(Entries from a dataset)
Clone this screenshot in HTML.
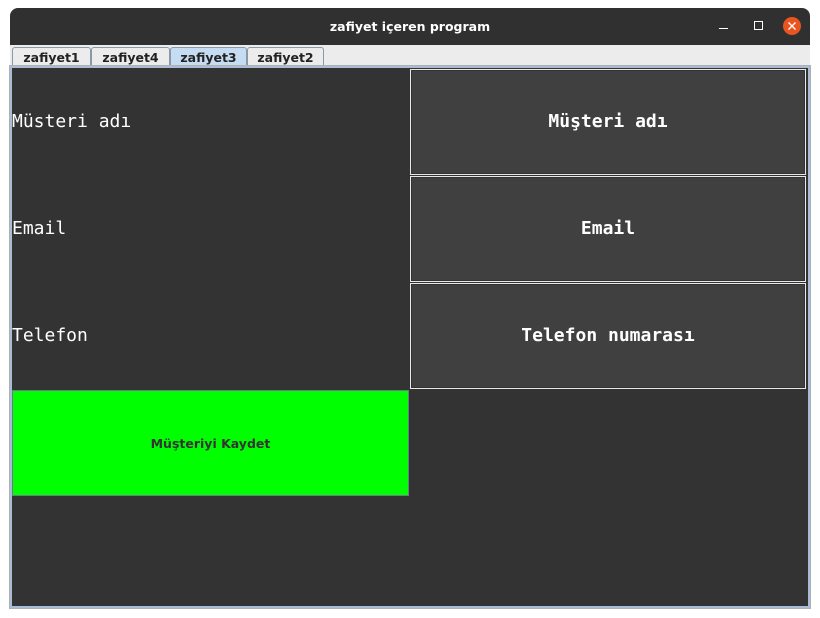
<!DOCTYPE html>
<html><head><meta charset="utf-8"><style>
*{margin:0;padding:0;box-sizing:border-box}
body{width:820px;height:618px;background:#fff;position:relative;overflow:hidden;font-family:"DejaVu Sans",sans-serif}
.abs{position:absolute}
.title{left:10px;top:8px;width:800px;height:37px;background:#303030;border-radius:8px 8px 0 0;color:#fff;font-weight:bold;font-size:12.5px;text-align:center;line-height:38px}
.tabs{left:10px;top:45px;width:800px;height:22px;background:#ececec}
.tab{position:absolute;top:2px;height:20px;border:1px solid #8a98a8;border-bottom:none;background:#ececec;font-weight:bold;font-size:12.5px;color:#222;text-align:center;line-height:19px;border-radius:3px 3px 0 0}
.panel{left:10px;top:66px;width:800px;height:542px;border:2px solid #a8bcd8;background:#333;outline:1px solid #b0b0b0}
.lbl{left:12px;color:#fff;font-family:"DejaVu Sans Mono",monospace;font-size:18px;height:20px;line-height:20px}
.fld{left:410px;width:396px;height:106px;background:#404040;border:1px solid #e8e8e8;box-shadow:inset 0 0 0 1px #333;color:#fff;font-family:"DejaVu Sans Mono",monospace;font-weight:bold;font-size:18px;text-align:center;line-height:104px}
.btn{left:12px;top:390px;width:397px;height:106px;background:#00ff00;border:1px solid #6a7a88;color:#333;font-weight:bold;font-size:12.5px;text-align:center;line-height:106px}
</style></head><body>
<div class="abs title">zafiyet içeren program</div>
<div class="abs" style="left:719px;top:28px;width:9px;height:1px;background:#fff"></div>
<div class="abs" style="left:754px;top:21px;width:9px;height:9px;border:1px solid #fff"></div>
<svg class="abs" style="left:783px;top:17px" width="18" height="18"><circle cx="9" cy="9" r="9" fill="#e95420"/><path d="M5.5 5.5L12.5 12.5M12.5 5.5L5.5 12.5" stroke="#fff" stroke-width="1.3"/></svg>
<div class="abs tabs">
<div class="tab" style="left:2px;width:79px">zafiyet1</div>
<div class="tab" style="left:81px;width:79px">zafiyet4</div>
<div class="tab" style="left:160px;width:77px;background:#c6dcf2">zafiyet3</div>
<div class="tab" style="left:237px;width:77px">zafiyet2</div>
</div>
<div class="abs panel"></div>
<div class="abs lbl" style="top:112px">Müsteri adı</div>
<div class="abs lbl" style="top:219px">Email</div>
<div class="abs lbl" style="top:326px">Telefon</div>
<div class="abs fld" style="top:69px">Müşteri adı</div>
<div class="abs fld" style="top:176px">Email</div>
<div class="abs fld" style="top:283px">Telefon numarası</div>
<div class="abs btn">Müşteriyi Kaydet</div>
</body></html>
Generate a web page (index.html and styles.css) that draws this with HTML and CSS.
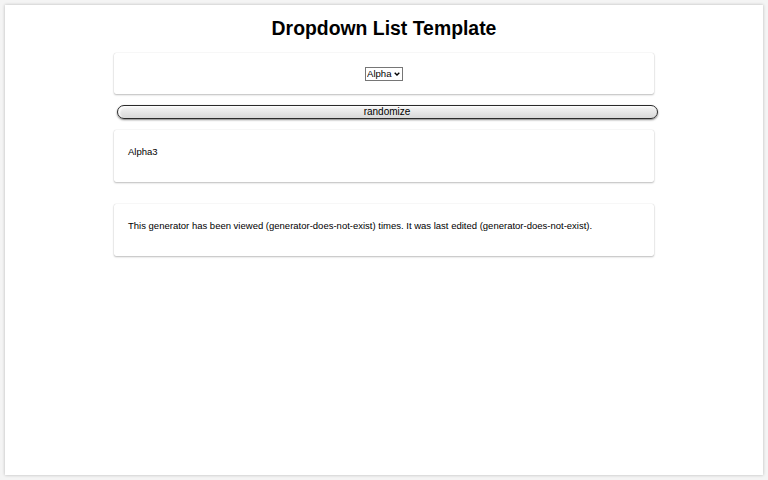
FILE: index.html
```html
<!DOCTYPE html>
<html lang="en">
<head>
    <meta charset="UTF-8">
    <meta name="viewport" content="width=device-width, initial-scale=1.0">
    <title>Dropdown List Template</title>
    <link rel="stylesheet" href="styles.css">
</head>
<body>

<div class="page">
    <h1 class="title">Dropdown List Template</h1>

    <div class="card card-center">
        <select class="picker">
            <option>Alpha</option>
            <option>Beta</option>
            <option>Gamma</option>
        </select>
    </div>

    <button class="randomize">randomize</button>

    <div class="card card-text">Alpha3</div>

    <div class="card card-text card-info">This generator has been viewed (generator-does-not-exist) times. It was last edited (generator-does-not-exist).</div>
</div>

</body>
</html>
```

FILE: styles.css
```css
body {
    margin: 0;
    padding: 5px;
    background-color: #f4f4f4;
    font-family: "Liberation Sans", Arial, sans-serif;
    color: #000;
}

.page {
    background-color: #fff;
    box-shadow: 0 0 3px rgba(0, 0, 0, 0.25);
    min-height: 470px;
    box-sizing: border-box;
    padding-top: 11px;
    display: flex;
    flex-direction: column;
    align-items: center;
}

.title {
    margin: 0;
    font-size: 19.4px;
    line-height: 24px;
}

.card {
    width: 540px;
    box-sizing: border-box;
    background-color: #fff;
    box-shadow: 0 1px 2px rgba(0, 0, 0, 0.25), 0 0 1px rgba(0, 0, 0, 0.2);
    border-radius: 2px;
}

.card-center {
    margin-top: 13px;
    height: 41px;
    display: flex;
    justify-content: center;
    align-items: center;
}

/* plain select with a small chevron drawn as svg */
.picker {
    appearance: none;
    -webkit-appearance: none;
    font-family: "Liberation Sans", Arial, sans-serif;
    font-size: 9.6px;
    height: 14px;
    width: 38px;
    padding: 0 0 0 1px;
    border: 1px solid #767676;
    border-radius: 0;
    color: #000;
    background: #fff url("data:image/svg+xml;utf8,<svg xmlns='http://www.w3.org/2000/svg' width='6' height='4' viewBox='0 0 6 4'><path d='M0.7 0.7 L3 3 L5.3 0.7' fill='none' stroke='black' stroke-width='1.4'/></svg>") no-repeat right 2px center;
}

/* pill button with a soft grey gradient */
.randomize {
    margin-top: 11px;
    margin-left: 6px;
    width: 541px;
    height: 14px;
    padding: 0;
    font-family: "Liberation Sans", Arial, sans-serif;
    font-size: 10px;
    line-height: 12px;
    color: #000;
    border: 1px solid #2a2a2a;
    border-radius: 8px;
    background: linear-gradient(to bottom, #f6f6f6, #d8d8d8);
    box-shadow: inset 2px 1px 2px rgba(255, 255, 255, 0.9), 0 1px 2px rgba(0, 0, 0, 0.5);
}

.card-text {
    margin-top: 11px;
    height: 52px;
    padding: 16px 14px 0;
    line-height: 12px;
    font-size: 9.5px;
}

.card-info {
    margin-top: 22px;
}
```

**WHAT THE TASK REQUIRES**
Write out the entries above verbatim; the pictures do not belong in your copy.

**EXERCISE ANSWER**
Clone this screenshot in HTML.
<!DOCTYPE html>
<html><head><meta charset="utf-8"><style>
*{margin:0;padding:0;box-sizing:border-box}
body{width:820px;height:618px;background:#fff;position:relative;overflow:hidden;font-family:"DejaVu Sans",sans-serif}
.abs{position:absolute}
.title{left:10px;top:8px;width:800px;height:37px;background:#303030;border-radius:8px 8px 0 0;color:#fff;font-weight:bold;font-size:12.5px;text-align:center;line-height:38px}
.tabs{left:10px;top:45px;width:800px;height:22px;background:#ececec}
.tab{position:absolute;top:2px;height:20px;border:1px solid #8a98a8;border-bottom:none;background:#ececec;font-weight:bold;font-size:12.5px;color:#222;text-align:center;line-height:19px;border-radius:3px 3px 0 0}
.panel{left:10px;top:66px;width:800px;height:542px;border:2px solid #a8bcd8;background:#333;outline:1px solid #b0b0b0}
.lbl{left:12px;color:#fff;font-family:"DejaVu Sans Mono",monospace;font-size:18px;height:20px;line-height:20px}
.fld{left:410px;width:396px;height:106px;background:#404040;border:1px solid #e8e8e8;box-shadow:inset 0 0 0 1px #333;color:#fff;font-family:"DejaVu Sans Mono",monospace;font-weight:bold;font-size:18px;text-align:center;line-height:104px}
.btn{left:12px;top:390px;width:397px;height:106px;background:#00ff00;border:1px solid #6a7a88;color:#333;font-weight:bold;font-size:12.5px;text-align:center;line-height:106px}
</style></head><body>
<div class="abs title">zafiyet içeren program</div>
<div class="abs" style="left:719px;top:28px;width:9px;height:1px;background:#fff"></div>
<div class="abs" style="left:754px;top:21px;width:9px;height:9px;border:1px solid #fff"></div>
<svg class="abs" style="left:783px;top:17px" width="18" height="18"><circle cx="9" cy="9" r="9" fill="#e95420"/><path d="M5.5 5.5L12.5 12.5M12.5 5.5L5.5 12.5" stroke="#fff" stroke-width="1.3"/></svg>
<div class="abs tabs">
<div class="tab" style="left:2px;width:79px">zafiyet1</div>
<div class="tab" style="left:81px;width:79px">zafiyet4</div>
<div class="tab" style="left:160px;width:77px;background:#c6dcf2">zafiyet3</div>
<div class="tab" style="left:237px;width:77px">zafiyet2</div>
</div>
<div class="abs panel"></div>
<div class="abs lbl" style="top:112px">Müsteri adı</div>
<div class="abs lbl" style="top:219px">Email</div>
<div class="abs lbl" style="top:326px">Telefon</div>
<div class="abs fld" style="top:69px">Müşteri adı</div>
<div class="abs fld" style="top:176px">Email</div>
<div class="abs fld" style="top:283px">Telefon numarası</div>
<div class="abs btn">Müşteriyi Kaydet</div>
</body></html>
Generate a web page (index.html and styles.css) that draws this with HTML and CSS.
FILE: index.html
```html
<!DOCTYPE html>
<html lang="en">
<head>
    <meta charset="UTF-8">
    <meta name="viewport" content="width=device-width, initial-scale=1.0">
    <title>Dropdown List Template</title>
    <link rel="stylesheet" href="styles.css">
</head>
<body>

<div class="page">
    <h1 class="title">Dropdown List Template</h1>

    <div class="card card-center">
        <select class="picker">
            <option>Alpha</option>
            <option>Beta</option>
            <option>Gamma</option>
        </select>
    </div>

    <button class="randomize">randomize</button>

    <div class="card card-text">Alpha3</div>

    <div class="card card-text card-info">This generator has been viewed (generator-does-not-exist) times. It was last edited (generator-does-not-exist).</div>
</div>

</body>
</html>
```

FILE: styles.css
```css
body {
    margin: 0;
    padding: 5px;
    background-color: #f4f4f4;
    font-family: "Liberation Sans", Arial, sans-serif;
    color: #000;
}

.page {
    background-color: #fff;
    box-shadow: 0 0 3px rgba(0, 0, 0, 0.25);
    min-height: 470px;
    box-sizing: border-box;
    padding-top: 11px;
    display: flex;
    flex-direction: column;
    align-items: center;
}

.title {
    margin: 0;
    font-size: 19.4px;
    line-height: 24px;
}

.card {
    width: 540px;
    box-sizing: border-box;
    background-color: #fff;
    box-shadow: 0 1px 2px rgba(0, 0, 0, 0.25), 0 0 1px rgba(0, 0, 0, 0.2);
    border-radius: 2px;
}

.card-center {
    margin-top: 13px;
    height: 41px;
    display: flex;
    justify-content: center;
    align-items: center;
}

/* plain select with a small chevron drawn as svg */
.picker {
    appearance: none;
    -webkit-appearance: none;
    font-family: "Liberation Sans", Arial, sans-serif;
    font-size: 9.6px;
    height: 14px;
    width: 38px;
    padding: 0 0 0 1px;
    border: 1px solid #767676;
    border-radius: 0;
    color: #000;
    background: #fff url("data:image/svg+xml;utf8,<svg xmlns='http://www.w3.org/2000/svg' width='6' height='4' viewBox='0 0 6 4'><path d='M0.7 0.7 L3 3 L5.3 0.7' fill='none' stroke='black' stroke-width='1.4'/></svg>") no-repeat right 2px center;
}

/* pill button with a soft grey gradient */
.randomize {
    margin-top: 11px;
    margin-left: 6px;
    width: 541px;
    height: 14px;
    padding: 0;
    font-family: "Liberation Sans", Arial, sans-serif;
    font-size: 10px;
    line-height: 12px;
    color: #000;
    border: 1px solid #2a2a2a;
    border-radius: 8px;
    background: linear-gradient(to bottom, #f6f6f6, #d8d8d8);
    box-shadow: inset 2px 1px 2px rgba(255, 255, 255, 0.9), 0 1px 2px rgba(0, 0, 0, 0.5);
}

.card-text {
    margin-top: 11px;
    height: 52px;
    padding: 16px 14px 0;
    line-height: 12px;
    font-size: 9.5px;
}

.card-info {
    margin-top: 22px;
}
```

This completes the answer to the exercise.